3. Auto Instrumentation Maturity
Auto Instrumentation is the ability to automatically wire up an application to emit traces and metrics with minimal to no code changes. Java and .Net are fully supported and other languages are in various stages of development and release. This functionality is something that proprietary solutions have showcased as differentiators because it reduces the rollout complexity by minimizing developer time, and this now brings just-as-powerful functionality to the OpenTelemetry ecosystem.
4. Semantic Conventions
This one is huge and is benefiting from ElasticSearch donating ECS (Elastic Common Schema) to the OpenTelemetry project. Normalizing telemetry structure is challenging because it seems like just about everyone produces telemetry data in a slightly different format; yet to be able to analyze, create alerts and present the data in a human-friendly way, all the telemetry fields need to be somehow mapped.
If everyone and every system is just a little different, it raises challenges to making reusable dashboards and components. Software vendors can now assume responsibility for creating dashboards on a number of platforms with reasonable confidence the data will be in the right format on multiple platforms.
Meanwhile, those of us who manage large amounts of telemetry data can improve ingest and query efficiency and can provide more advanced functionality with fewer compute resources and memory overhead if the majority of content customers send relies on well-known field names.
The full schema is still a ways off from being finalized, but piece-by-piece the conventions are being ratified. For example, at KubeCon they announced the finalization of the HTTP schema.
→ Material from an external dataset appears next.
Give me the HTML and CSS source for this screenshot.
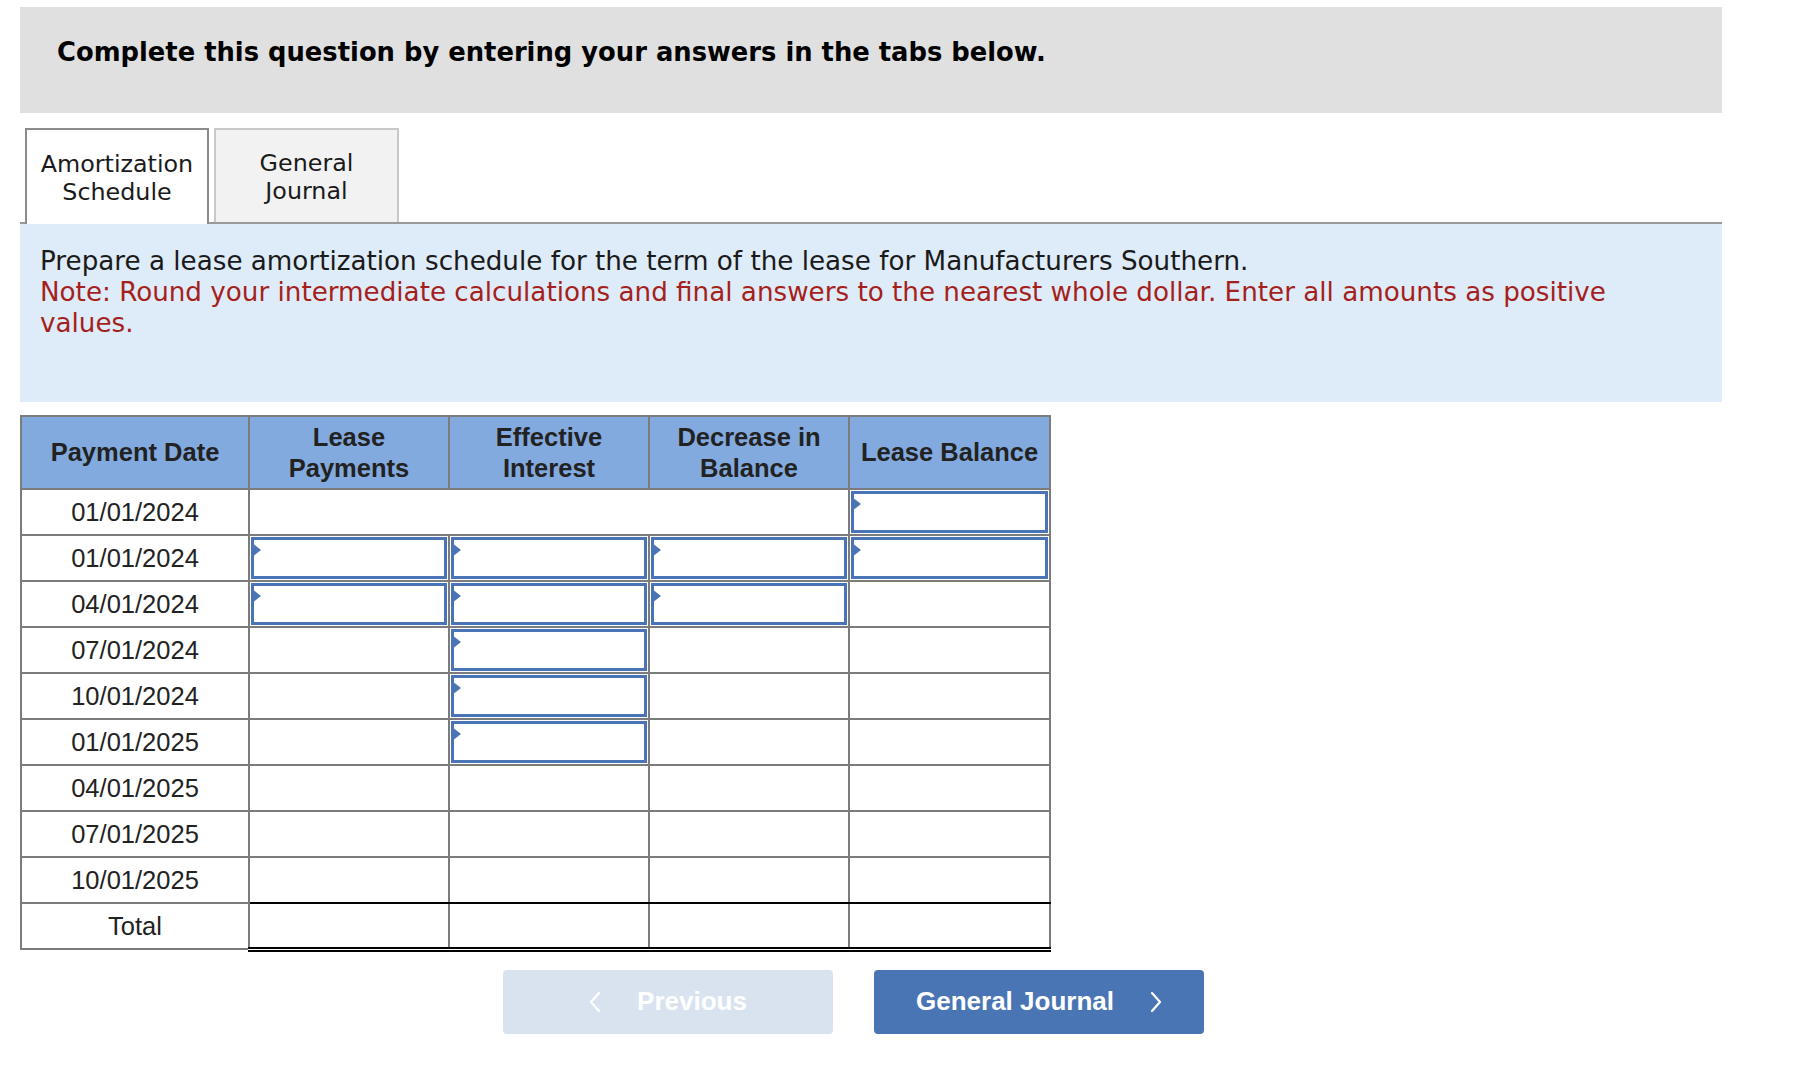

5. Plugin Framework and Ecoystem
The ecosystem is growing in maturity. The extensibility framework allows customization of any stage of an ingest pipeline. There is a growing number of receivers for a variety of systems, processors with increasingly advanced functionality and destinations. I’m particularly excited by the new version of the OpenSearch extension that sends log data prepackaged in the Simplified Schema For Observability or ECS formats.
From a developer’s mindset, I find the structure of the schema and internal “p” message schema to be extremely well thought out and built-in protobuf. It has a good balance of functional freedom and minimal complexity.
6. Community Collaboration
This one isn’t so new to the CNCF community, but the speed and impact of this project exemplify the spirit of the CNCF community philosophy. Competing companies are working together to make a piece of computing far better and easier for the rest of us. Some may fear that removing vendor lock-in will cause customers to leave, or that sharing the code may give away proprietary IP.
However, in the telemetry space, the core architecture of agents and collectors is generally a solved problem. So why not make something that leans into conventions and works across platforms so that companies no longer have to maintain agent code, 80% of which is repetitive? This frees companies to work on shared plugins for interoperability and proprietary processors where innovation can be delivered through this framework.
The benefits extend to all operators and software vendors, too. With the standardized OpenTelemetry Collector SDK, vendors can create a single integration to instrument telemetry in their applications and dramatically simplify the collection process and trying to get all major observability providers to implement support for your application.
Operators benefit from the “collect anywhere” and “ship anywhere” mentality, too. Setup is simplified by standard config file formats, and the complexity of onboarding new systems is minimized. I also suspect the field-mapping cardinality problems many operators of log systems stand to see this problem greatly diminish due to the project’s semantic conventions for observability data.
A huge “Thank you!” is due to all of the project contributors and community members. There are too many to list here, but you can track them down on the OpenTelemetry project on GitHub.
The functionality and path forward with OpenTelemetry and OpenTelemetry Collector are moving extremely fast, and this past year was the second most contributed project in the CNCF portfolio, next to Kubernetes. With this many contributors staying organized and working together, the maturity is going to continue to accelerate. This will hopefully lead to unlocking innovation in the observability space through increased interoperability and easing the ability to instrument systems for telemetry collection.
(Editor’s note: This post has been revised for clarity around the role of OpenTelemetry).